Twisted Italian sourdough bread

Coppia ferrarese (/it/), also known as ciopa, ciupeta and pane ferrarese, is a type of sourdough bread made with flour, lard, malt, and olive oil, and has a twisted shape. It was first made around the thirteenth century in the Italian province of Ferrara. It has protected geographical indication (PGI) in the European Union status under European Union law, which was obtained in 2001.

==History==
The first record of special regulations regarding bread making in Ferrara date from a statute in 1287. The first mention of a bread similar to current coppia ferrarese dates from 1536 when, according to Cristoforo da Messisbugo, the Duke of Este was offered a pane ritorto ("woven bread") during the Carnival. The tradition of cooking this sort of bread remained throughout history until the unification of Italy. In 2001, the recipe gained PGI status under European Union law.

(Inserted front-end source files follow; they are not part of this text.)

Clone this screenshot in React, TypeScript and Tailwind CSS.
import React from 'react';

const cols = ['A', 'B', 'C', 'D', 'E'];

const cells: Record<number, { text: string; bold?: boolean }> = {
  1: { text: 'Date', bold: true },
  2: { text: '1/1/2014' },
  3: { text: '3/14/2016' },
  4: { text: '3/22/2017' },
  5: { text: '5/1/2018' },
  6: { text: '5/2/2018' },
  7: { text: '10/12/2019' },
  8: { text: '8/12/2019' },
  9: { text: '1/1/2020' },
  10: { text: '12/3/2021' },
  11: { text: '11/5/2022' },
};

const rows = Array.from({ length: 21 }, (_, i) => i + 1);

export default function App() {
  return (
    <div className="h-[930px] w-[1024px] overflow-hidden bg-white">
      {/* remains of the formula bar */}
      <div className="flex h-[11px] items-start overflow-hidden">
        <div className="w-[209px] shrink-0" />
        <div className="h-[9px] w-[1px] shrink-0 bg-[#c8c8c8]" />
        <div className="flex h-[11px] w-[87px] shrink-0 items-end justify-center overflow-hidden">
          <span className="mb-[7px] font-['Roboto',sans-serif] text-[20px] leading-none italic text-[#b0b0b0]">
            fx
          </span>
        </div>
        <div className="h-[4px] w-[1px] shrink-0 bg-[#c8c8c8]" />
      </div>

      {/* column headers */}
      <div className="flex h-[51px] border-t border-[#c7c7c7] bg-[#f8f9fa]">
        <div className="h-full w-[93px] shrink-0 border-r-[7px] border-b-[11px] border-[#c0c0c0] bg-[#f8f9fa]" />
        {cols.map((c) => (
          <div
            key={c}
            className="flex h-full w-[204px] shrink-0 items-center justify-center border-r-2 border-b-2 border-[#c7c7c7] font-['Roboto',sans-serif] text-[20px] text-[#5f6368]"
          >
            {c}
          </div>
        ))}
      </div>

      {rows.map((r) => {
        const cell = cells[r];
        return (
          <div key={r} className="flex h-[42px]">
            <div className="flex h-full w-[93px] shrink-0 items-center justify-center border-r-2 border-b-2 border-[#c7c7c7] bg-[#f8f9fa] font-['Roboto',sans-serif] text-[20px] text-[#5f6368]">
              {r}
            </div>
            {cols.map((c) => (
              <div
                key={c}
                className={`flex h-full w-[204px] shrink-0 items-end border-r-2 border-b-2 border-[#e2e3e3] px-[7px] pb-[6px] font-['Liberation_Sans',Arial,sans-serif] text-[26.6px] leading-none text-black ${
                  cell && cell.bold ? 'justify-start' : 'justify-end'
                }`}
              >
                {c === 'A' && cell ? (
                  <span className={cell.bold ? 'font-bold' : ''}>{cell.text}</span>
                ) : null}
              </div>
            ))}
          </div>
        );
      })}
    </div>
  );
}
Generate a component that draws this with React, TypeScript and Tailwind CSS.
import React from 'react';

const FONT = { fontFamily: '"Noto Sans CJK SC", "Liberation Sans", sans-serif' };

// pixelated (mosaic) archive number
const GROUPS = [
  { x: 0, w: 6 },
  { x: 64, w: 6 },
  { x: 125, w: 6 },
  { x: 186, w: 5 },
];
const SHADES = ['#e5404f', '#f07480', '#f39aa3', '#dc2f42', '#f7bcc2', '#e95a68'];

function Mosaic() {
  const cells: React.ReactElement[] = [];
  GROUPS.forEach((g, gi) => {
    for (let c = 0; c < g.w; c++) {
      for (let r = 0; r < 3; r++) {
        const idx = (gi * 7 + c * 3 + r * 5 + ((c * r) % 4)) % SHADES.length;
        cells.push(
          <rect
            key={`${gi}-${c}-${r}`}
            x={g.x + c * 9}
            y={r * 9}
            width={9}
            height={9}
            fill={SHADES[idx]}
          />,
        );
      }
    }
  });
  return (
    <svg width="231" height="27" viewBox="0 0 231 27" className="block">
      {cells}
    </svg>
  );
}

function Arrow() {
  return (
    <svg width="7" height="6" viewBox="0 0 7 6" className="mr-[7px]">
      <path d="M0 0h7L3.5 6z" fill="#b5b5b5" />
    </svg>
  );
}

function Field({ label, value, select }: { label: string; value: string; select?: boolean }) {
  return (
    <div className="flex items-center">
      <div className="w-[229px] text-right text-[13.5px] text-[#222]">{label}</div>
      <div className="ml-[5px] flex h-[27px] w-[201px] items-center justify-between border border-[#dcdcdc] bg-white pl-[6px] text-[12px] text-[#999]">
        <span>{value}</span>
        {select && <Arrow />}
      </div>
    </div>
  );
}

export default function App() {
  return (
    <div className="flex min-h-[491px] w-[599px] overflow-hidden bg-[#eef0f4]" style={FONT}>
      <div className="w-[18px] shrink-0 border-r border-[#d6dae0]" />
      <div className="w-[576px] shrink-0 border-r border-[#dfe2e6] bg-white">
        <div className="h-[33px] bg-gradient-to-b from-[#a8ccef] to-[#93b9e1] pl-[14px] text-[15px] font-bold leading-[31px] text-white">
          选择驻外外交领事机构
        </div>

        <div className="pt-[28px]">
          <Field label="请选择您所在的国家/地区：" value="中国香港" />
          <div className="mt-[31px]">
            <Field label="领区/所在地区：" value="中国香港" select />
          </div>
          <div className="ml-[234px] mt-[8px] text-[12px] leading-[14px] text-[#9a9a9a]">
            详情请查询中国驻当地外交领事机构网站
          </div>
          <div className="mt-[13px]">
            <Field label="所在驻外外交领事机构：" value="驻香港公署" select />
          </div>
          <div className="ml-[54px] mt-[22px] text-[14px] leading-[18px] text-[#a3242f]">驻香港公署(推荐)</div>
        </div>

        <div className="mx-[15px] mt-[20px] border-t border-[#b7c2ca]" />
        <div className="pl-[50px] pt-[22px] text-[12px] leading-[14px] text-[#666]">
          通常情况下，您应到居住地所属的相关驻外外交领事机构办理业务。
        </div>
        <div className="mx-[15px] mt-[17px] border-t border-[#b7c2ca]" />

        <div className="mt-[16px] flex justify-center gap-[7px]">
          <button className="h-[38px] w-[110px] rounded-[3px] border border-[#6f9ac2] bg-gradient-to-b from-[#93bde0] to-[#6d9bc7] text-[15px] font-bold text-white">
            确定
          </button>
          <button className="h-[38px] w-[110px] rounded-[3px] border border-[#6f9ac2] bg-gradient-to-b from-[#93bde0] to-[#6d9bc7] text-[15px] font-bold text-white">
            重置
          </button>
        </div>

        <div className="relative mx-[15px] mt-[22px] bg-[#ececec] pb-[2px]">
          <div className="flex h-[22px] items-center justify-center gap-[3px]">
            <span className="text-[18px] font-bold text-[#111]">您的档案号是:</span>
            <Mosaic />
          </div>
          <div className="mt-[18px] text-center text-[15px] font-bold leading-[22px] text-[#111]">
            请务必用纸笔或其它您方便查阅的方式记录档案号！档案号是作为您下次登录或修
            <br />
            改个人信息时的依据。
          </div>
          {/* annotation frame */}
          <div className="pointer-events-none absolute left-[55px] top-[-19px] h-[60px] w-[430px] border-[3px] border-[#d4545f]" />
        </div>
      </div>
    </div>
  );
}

Regulations require certain conditions, such as a maximum humidity of between 12 and 15% and that it be sold within twenty four hours.

==Cultural impact==
Coppia ferrarese is a staple of the culture of the city of Ferrara, and has been named as one of the two most critical part of the cuisine (alongside a specialist salami). In 2008, Folco Quilici recounts how his family would quickly bring any conversation with strangers around to the bread. It is named the best bread in the world by Riccardo Bacchelli in Il mulino del Po while Corrado Govoni talks of Il nostro Pane: orgoglio di noi ferraresi. Dono dell'aria, dell'acqua, dell'uomo. Offerta generosa di Ferrara al mondo ("Our Bread: pride of us from Ferrara. Gift of air, water, of man. Generous gift of Ferrara to the world").